**Data to use**
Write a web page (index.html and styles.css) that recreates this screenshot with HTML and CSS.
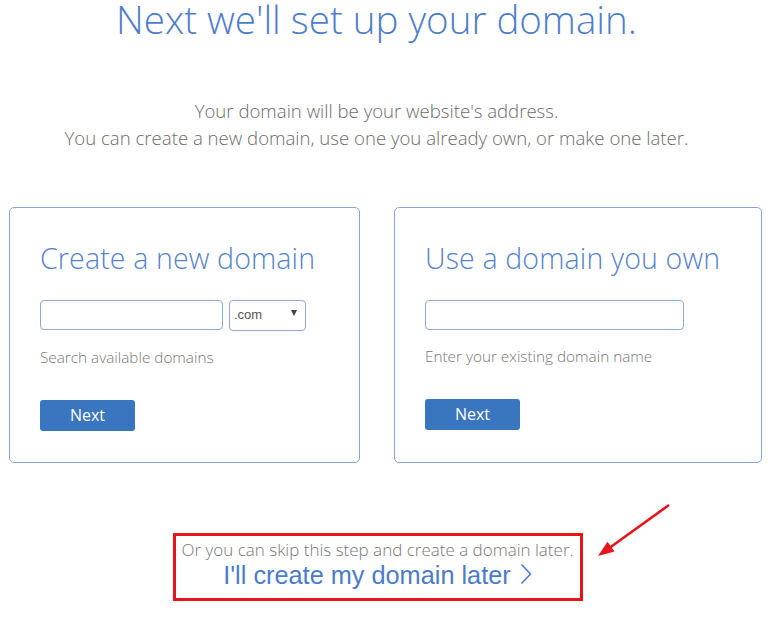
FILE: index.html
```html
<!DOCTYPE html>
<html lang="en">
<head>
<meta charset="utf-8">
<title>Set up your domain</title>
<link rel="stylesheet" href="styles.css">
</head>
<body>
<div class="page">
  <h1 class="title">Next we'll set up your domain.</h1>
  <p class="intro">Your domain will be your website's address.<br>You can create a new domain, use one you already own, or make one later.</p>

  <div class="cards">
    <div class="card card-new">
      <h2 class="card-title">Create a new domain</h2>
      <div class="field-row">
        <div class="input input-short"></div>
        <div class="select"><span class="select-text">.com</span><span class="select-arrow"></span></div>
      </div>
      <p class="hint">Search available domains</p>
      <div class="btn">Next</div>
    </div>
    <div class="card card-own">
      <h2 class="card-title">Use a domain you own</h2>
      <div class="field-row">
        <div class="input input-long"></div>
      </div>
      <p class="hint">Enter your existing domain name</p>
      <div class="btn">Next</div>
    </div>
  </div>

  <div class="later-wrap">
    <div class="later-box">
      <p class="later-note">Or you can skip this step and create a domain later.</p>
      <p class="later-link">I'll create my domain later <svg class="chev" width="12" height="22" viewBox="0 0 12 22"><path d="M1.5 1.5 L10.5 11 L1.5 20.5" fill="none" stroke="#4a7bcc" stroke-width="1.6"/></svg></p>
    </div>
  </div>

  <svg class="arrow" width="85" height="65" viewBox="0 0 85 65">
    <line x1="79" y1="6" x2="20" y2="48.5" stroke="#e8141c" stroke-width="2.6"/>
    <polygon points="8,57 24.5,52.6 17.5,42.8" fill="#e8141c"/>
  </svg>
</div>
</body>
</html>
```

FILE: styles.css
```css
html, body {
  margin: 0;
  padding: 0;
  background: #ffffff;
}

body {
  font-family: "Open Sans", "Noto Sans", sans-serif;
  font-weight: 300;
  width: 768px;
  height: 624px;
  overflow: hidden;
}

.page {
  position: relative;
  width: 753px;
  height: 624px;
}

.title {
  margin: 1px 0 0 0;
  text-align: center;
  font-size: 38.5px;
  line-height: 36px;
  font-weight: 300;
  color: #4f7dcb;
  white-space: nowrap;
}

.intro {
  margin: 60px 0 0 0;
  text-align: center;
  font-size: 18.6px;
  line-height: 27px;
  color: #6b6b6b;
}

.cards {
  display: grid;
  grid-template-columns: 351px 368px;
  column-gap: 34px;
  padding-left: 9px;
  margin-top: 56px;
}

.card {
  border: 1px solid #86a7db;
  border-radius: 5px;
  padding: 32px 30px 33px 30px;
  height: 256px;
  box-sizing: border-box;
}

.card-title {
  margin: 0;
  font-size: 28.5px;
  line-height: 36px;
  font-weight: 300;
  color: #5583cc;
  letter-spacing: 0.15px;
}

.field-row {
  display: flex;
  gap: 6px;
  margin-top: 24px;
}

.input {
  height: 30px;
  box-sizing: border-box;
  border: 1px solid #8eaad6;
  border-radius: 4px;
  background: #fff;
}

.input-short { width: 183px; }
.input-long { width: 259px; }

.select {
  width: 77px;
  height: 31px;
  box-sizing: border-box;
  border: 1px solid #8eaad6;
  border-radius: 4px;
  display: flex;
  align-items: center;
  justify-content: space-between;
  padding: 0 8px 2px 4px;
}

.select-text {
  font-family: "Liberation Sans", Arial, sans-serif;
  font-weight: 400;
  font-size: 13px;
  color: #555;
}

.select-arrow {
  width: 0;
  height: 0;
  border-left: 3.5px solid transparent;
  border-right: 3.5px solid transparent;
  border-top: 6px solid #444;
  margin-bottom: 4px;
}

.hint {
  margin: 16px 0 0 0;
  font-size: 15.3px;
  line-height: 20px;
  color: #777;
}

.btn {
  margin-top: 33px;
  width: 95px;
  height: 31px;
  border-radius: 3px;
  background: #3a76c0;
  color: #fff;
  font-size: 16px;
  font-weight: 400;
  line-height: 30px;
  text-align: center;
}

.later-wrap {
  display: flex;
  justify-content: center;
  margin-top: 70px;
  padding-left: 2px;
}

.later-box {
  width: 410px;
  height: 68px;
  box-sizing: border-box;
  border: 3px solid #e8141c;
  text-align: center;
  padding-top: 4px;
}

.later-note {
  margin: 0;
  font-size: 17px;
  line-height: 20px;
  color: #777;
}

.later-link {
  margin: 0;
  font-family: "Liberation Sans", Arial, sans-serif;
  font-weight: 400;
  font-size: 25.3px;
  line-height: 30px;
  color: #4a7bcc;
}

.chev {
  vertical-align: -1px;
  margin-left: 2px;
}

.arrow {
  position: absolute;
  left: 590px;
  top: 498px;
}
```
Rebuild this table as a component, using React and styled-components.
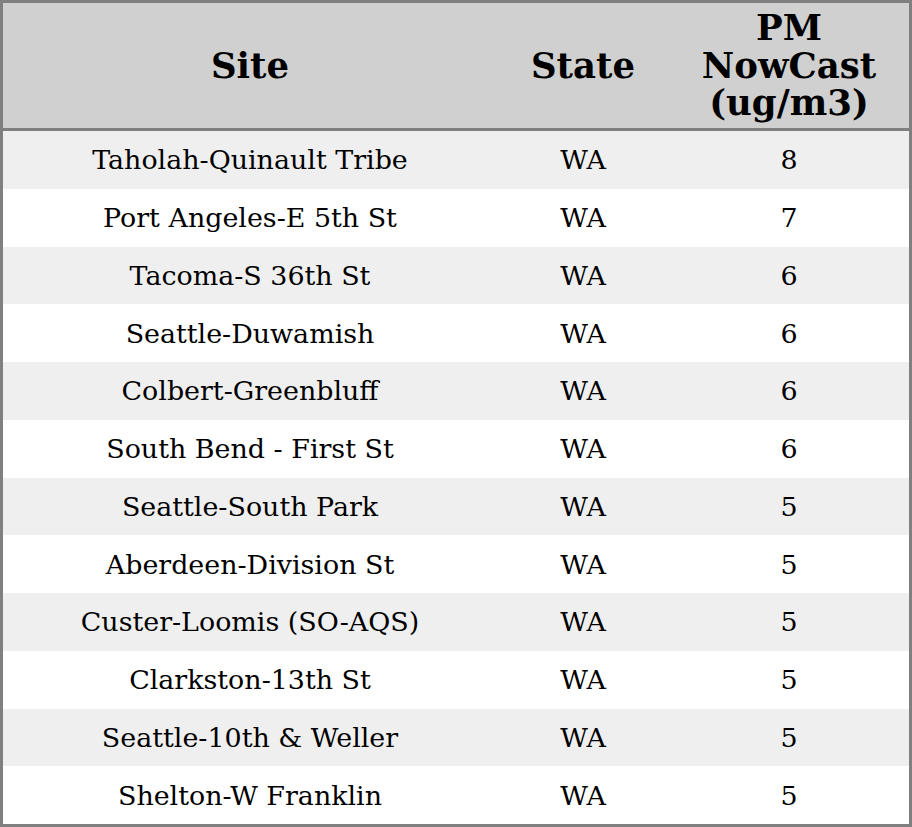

**What you need to do**
Repeat the entries exactly. Pictures are excluded from the copy.

**Response to the exercise**
Write a web page (index.html and styles.css) that recreates this screenshot with HTML and CSS.
FILE: index.html
```html
<!DOCTYPE html>
<html lang="en">
<head>
<meta charset="utf-8">
<title>Set up your domain</title>
<link rel="stylesheet" href="styles.css">
</head>
<body>
<div class="page">
  <h1 class="title">Next we'll set up your domain.</h1>
  <p class="intro">Your domain will be your website's address.<br>You can create a new domain, use one you already own, or make one later.</p>

  <div class="cards">
    <div class="card card-new">
      <h2 class="card-title">Create a new domain</h2>
      <div class="field-row">
        <div class="input input-short"></div>
        <div class="select"><span class="select-text">.com</span><span class="select-arrow"></span></div>
      </div>
      <p class="hint">Search available domains</p>
      <div class="btn">Next</div>
    </div>
    <div class="card card-own">
      <h2 class="card-title">Use a domain you own</h2>
      <div class="field-row">
        <div class="input input-long"></div>
      </div>
      <p class="hint">Enter your existing domain name</p>
      <div class="btn">Next</div>
    </div>
  </div>

  <div class="later-wrap">
    <div class="later-box">
      <p class="later-note">Or you can skip this step and create a domain later.</p>
      <p class="later-link">I'll create my domain later <svg class="chev" width="12" height="22" viewBox="0 0 12 22"><path d="M1.5 1.5 L10.5 11 L1.5 20.5" fill="none" stroke="#4a7bcc" stroke-width="1.6"/></svg></p>
    </div>
  </div>

  <svg class="arrow" width="85" height="65" viewBox="0 0 85 65">
    <line x1="79" y1="6" x2="20" y2="48.5" stroke="#e8141c" stroke-width="2.6"/>
    <polygon points="8,57 24.5,52.6 17.5,42.8" fill="#e8141c"/>
  </svg>
</div>
</body>
</html>
```

FILE: styles.css
```css
html, body {
  margin: 0;
  padding: 0;
  background: #ffffff;
}

body {
  font-family: "Open Sans", "Noto Sans", sans-serif;
  font-weight: 300;
  width: 768px;
  height: 624px;
  overflow: hidden;
}

.page {
  position: relative;
  width: 753px;
  height: 624px;
}

.title {
  margin: 1px 0 0 0;
  text-align: center;
  font-size: 38.5px;
  line-height: 36px;
  font-weight: 300;
  color: #4f7dcb;
  white-space: nowrap;
}

.intro {
  margin: 60px 0 0 0;
  text-align: center;
  font-size: 18.6px;
  line-height: 27px;
  color: #6b6b6b;
}

.cards {
  display: grid;
  grid-template-columns: 351px 368px;
  column-gap: 34px;
  padding-left: 9px;
  margin-top: 56px;
}

.card {
  border: 1px solid #86a7db;
  border-radius: 5px;
  padding: 32px 30px 33px 30px;
  height: 256px;
  box-sizing: border-box;
}

.card-title {
  margin: 0;
  font-size: 28.5px;
  line-height: 36px;
  font-weight: 300;
  color: #5583cc;
  letter-spacing: 0.15px;
}

.field-row {
  display: flex;
  gap: 6px;
  margin-top: 24px;
}

.input {
  height: 30px;
  box-sizing: border-box;
  border: 1px solid #8eaad6;
  border-radius: 4px;
  background: #fff;
}

.input-short { width: 183px; }
.input-long { width: 259px; }

.select {
  width: 77px;
  height: 31px;
  box-sizing: border-box;
  border: 1px solid #8eaad6;
  border-radius: 4px;
  display: flex;
  align-items: center;
  justify-content: space-between;
  padding: 0 8px 2px 4px;
}

.select-text {
  font-family: "Liberation Sans", Arial, sans-serif;
  font-weight: 400;
  font-size: 13px;
  color: #555;
}

.select-arrow {
  width: 0;
  height: 0;
  border-left: 3.5px solid transparent;
  border-right: 3.5px solid transparent;
  border-top: 6px solid #444;
  margin-bottom: 4px;
}

.hint {
  margin: 16px 0 0 0;
  font-size: 15.3px;
  line-height: 20px;
  color: #777;
}

.btn {
  margin-top: 33px;
  width: 95px;
  height: 31px;
  border-radius: 3px;
  background: #3a76c0;
  color: #fff;
  font-size: 16px;
  font-weight: 400;
  line-height: 30px;
  text-align: center;
}

.later-wrap {
  display: flex;
  justify-content: center;
  margin-top: 70px;
  padding-left: 2px;
}

.later-box {
  width: 410px;
  height: 68px;
  box-sizing: border-box;
  border: 3px solid #e8141c;
  text-align: center;
  padding-top: 4px;
}

.later-note {
  margin: 0;
  font-size: 17px;
  line-height: 20px;
  color: #777;
}

.later-link {
  margin: 0;
  font-family: "Liberation Sans", Arial, sans-serif;
  font-weight: 400;
  font-size: 25.3px;
  line-height: 30px;
  color: #4a7bcc;
}

.chev {
  vertical-align: -1px;
  margin-left: 2px;
}

.arrow {
  position: absolute;
  left: 590px;
  top: 498px;
}
```
Rebuild this table as a component, using React and styled-components.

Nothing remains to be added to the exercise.